The Betancourts, meanwhile, worry that if their son can’t keep paying his college tuition, he’ll lose his chance at a degree and be bumped back into the same economic category as his parents. America is still known to immigrants as the land of opportunity. But among experts who study its economy, it has become the land of income inequality. Epochal changes that lifted billions out of poverty—-globalization, -technology—also served to concentrate wealth in the hands of a few. Meanwhile, the U.S. has decided over time to allow a greater share of money to stay in private hands, and to collect less for the common good.

Gladis Blanco, 40, Guest-room Attendant, Las Vegas. Blanco’s last day of work at the Bellagio was March 17, and she received only two weeks of pay from the company when she was laid off. Since then she’s been living on savings and taking care of her son, 14, and daughter, 17. “It’s good to have more time with them,” she says, “but we have bills to pay.”
Daniella Zalcman for TIME

When adjusted for inflation, the wages of workers in the bottom tenth of the U.S. economy have risen just 3% since 2000, while those in the top tenth have risen 15.7%, according to the Pew Research Center. This stagnation, aggravated by the decline in labor unions, is driven by a rise in jobs without guaranteed hours, benefits or even pay. Retail and food-service workers get called in only if customers show up. The pandemic has reduced most of their hours to zero. Across the economy, a growing number of workers—from truck drivers to researchers at Google—are independent contractors without the stability and protections of full-time employees.

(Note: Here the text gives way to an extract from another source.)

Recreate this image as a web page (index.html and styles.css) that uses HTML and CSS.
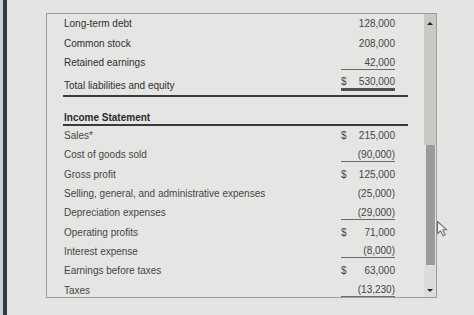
FILE: index.html
```html
<!DOCTYPE html>
<html>
<head>
<meta charset="utf-8">
<link rel="stylesheet" href="styles.css">
</head>
<body>
<div class="screen">
  <div class="edge"></div>
  <div class="panel">
    <div class="content">
      <div class="sheet">
        <div class="row"><span class="label">Long-term debt</span><span class="amt"><span class="cur"></span><span>128,000</span></span></div>
        <div class="row"><span class="label">Common stock</span><span class="amt"><span class="cur"></span><span>208,000</span></span></div>
        <div class="row"><span class="label">Retained earnings</span><span class="amt ul"><span class="cur"></span><span>42,000</span></span></div>
        <div class="row total"><span class="label">Total liabilities and equity</span><span class="amt dul"><span class="cur">$</span><span>530,000</span></span></div>
        <div class="heading">Income Statement</div>
        <div class="row inc"><span class="label">Sales*</span><span class="amt"><span class="cur">$</span><span>215,000</span></span></div>
        <div class="row inc"><span class="label">Cost of goods sold</span><span class="amt ul"><span class="cur"></span><span>(90,000)</span></span></div>
        <div class="row inc"><span class="label">Gross profit</span><span class="amt"><span class="cur">$</span><span>125,000</span></span></div>
        <div class="row inc"><span class="label">Selling, general, and administrative expenses</span><span class="amt"><span class="cur"></span><span>(25,000)</span></span></div>
        <div class="row inc"><span class="label">Depreciation expenses</span><span class="amt ul"><span class="cur"></span><span>(29,000)</span></span></div>
        <div class="row inc"><span class="label">Operating profits</span><span class="amt"><span class="cur">$</span><span>71,000</span></span></div>
        <div class="row inc"><span class="label">Interest expense</span><span class="amt ul"><span class="cur"></span><span>(8,000)</span></span></div>
        <div class="row inc"><span class="label">Earnings before taxes</span><span class="amt"><span class="cur">$</span><span>63,000</span></span></div>
        <div class="row inc"><span class="label">Taxes</span><span class="amt ul"><span class="cur"></span><span>(13,230)</span></span></div>
      </div>
    </div>
    <div class="scrollbar">
      <div class="sb-top"><span class="tri up"></span></div>
      <div class="thumb"></div>
      <div class="sb-bottom"><span class="tri down"></span></div>
    </div>
  </div>
  <svg class="cursor" width="13" height="17" viewBox="0 0 13 17">
    <path d="M1.5 1.5 L1.5 13.5 L4.5 10.8 L7 15.8 L9.2 14.8 L6.8 9.8 L10.8 9.8 Z" fill="#f2f2f2" stroke="#6f6f6f" stroke-width="1.1" stroke-linejoin="round"/>
  </svg>
</div>
</body>
</html>
```
FILE: styles.css
```css
html, body {
  margin: 0;
  padding: 0;
}
body {
  background: #e3e4e2;
  font-family: "Liberation Sans", Arial, sans-serif;
  font-size: 10px;
}
.screen {
  position: relative;
  width: 474px;
  height: 315px;
  display: flex;
  align-items: flex-start;
  overflow: hidden;
  background: #e4e5e3;
}
.edge {
  width: 4px;
  height: 315px;
  margin-left: 3px;
  background: #2f3d45;
  box-shadow: -3px 0 0 #c9cfd2;
}
.panel {
  margin-left: 39px;
  margin-top: 13px;
  width: 391px;
  height: 285px;
  box-sizing: border-box;
  border: 1px solid #9c9d9b;
  display: flex;
  background: #e5e6e4;
}
.content {
  flex: 1;
  overflow: hidden;
  padding-left: 16px;
}
.sheet {
  width: 345px;
}
.row {
  display: flex;
  align-items: center;
  height: 19.5px;
  color: #2e2e2e;
}
.row.inc {
  height: 19.3px;
  color: #454545;
}
.label {
  flex: 1;
  padding-left: 1px;
  white-space: nowrap;
}
.amt {
  width: 54px;
  height: 13px;
  line-height: 13px;
  margin-right: 13px;
  display: flex;
  justify-content: space-between;
  color: #444;
}
.amt.ul {
  border-bottom: 1px solid #6a6a6a;
}
.amt.dul {
  border-bottom: 3px solid #505050;
}
.row.total {
  height: 20.5px;
  align-items: flex-start;
  padding-top: 2px;
  border-bottom: 2px solid #3a3a3a;
}
.row.total .label {
  padding-top: 5px;
}
.heading {
  padding-top: 14px;
  padding-left: 1px;
  height: 13px;
  line-height: 13px;
  font-weight: bold;
  color: #2a2a2a;
  border-bottom: 2px solid #3a3a3a;
}
.scrollbar {
  width: 12px;
  display: flex;
  flex-direction: column;
}
.sb-top {
  height: 131px;
  background: #c8cbc3;
  display: flex;
  justify-content: center;
  padding-top: 8px;
  box-sizing: border-box;
}
.thumb {
  height: 120px;
  margin: 0 1px 0 2px;
  background: #9a9b99;
}
.sb-bottom {
  flex: 1;
  background: #dcdddb;
  display: flex;
  justify-content: center;
  align-items: flex-end;
  padding-bottom: 5px;
}
.tri {
  width: 0;
  height: 0;
  border-left: 3px solid transparent;
  border-right: 3px solid transparent;
}
.tri.up {
  border-bottom: 3px solid #222;
}
.tri.down {
  border-top: 3px solid #222;
}
.cursor {
  position: absolute;
  left: 436px;
  top: 220px;
}
```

The same is true in the gig economy. Drivers for apps like Instacart, Uber, Lyft and Amazon Flex don’t know if they’ll make minimum wage on any given day after expenses. And yet, economic desperation drives more people to gig work, diluting the opportunities for all.

There’s no reason to believe that the conditions that led us here will change on their own. Already, more companies are talking about replacing workers with machines. And recessions are not good for workers’ leverage. With millions of people now desperate for any income at all, companies can offer less and demand more.

Christina Thomason 39, and son Logan, Tecumseh, Okla. “You can’t tell people to stay home and not care for them. I’m watching everything we worked for being flushed down the toilet. How are we going to come back from this?” she says.
September Dawn Bottoms for TIME

Can things be different? Fairer? It may well be that the country emerges as a more generous place, buoyed by the communal spirit that brings New Yorkers to their windows every evening at 7, to cheer and bang pots in praise of those risking their lives to save others. It’s no less possible that in the year or more it takes to create the vaccine that will allow a return to routine daily life, the virus will become one more corrosive element in public life, and we return to business as usual.

Democratic policymakers have floated ideas like expanding Medicaid, forgiving student loans or canceling rent, and making it easier to unionize. But it’s not yet possible to discern how much the world will be changed by COVID-19.

Already there are signs it’s gotten scarier for workers to stick their necks out. In March, Amazon fired a worker who helped organize a warehouse strike. The company said the worker had violated social–distancing guidelines. In times of great economic insecurity, pundits often wonder why there aren’t widespread revolts. Where are the pitchforks, the ramparts? But it’s not that people do not feel the rage of injustice. It’s that they’re too busy fighting to keep a roof over their heads.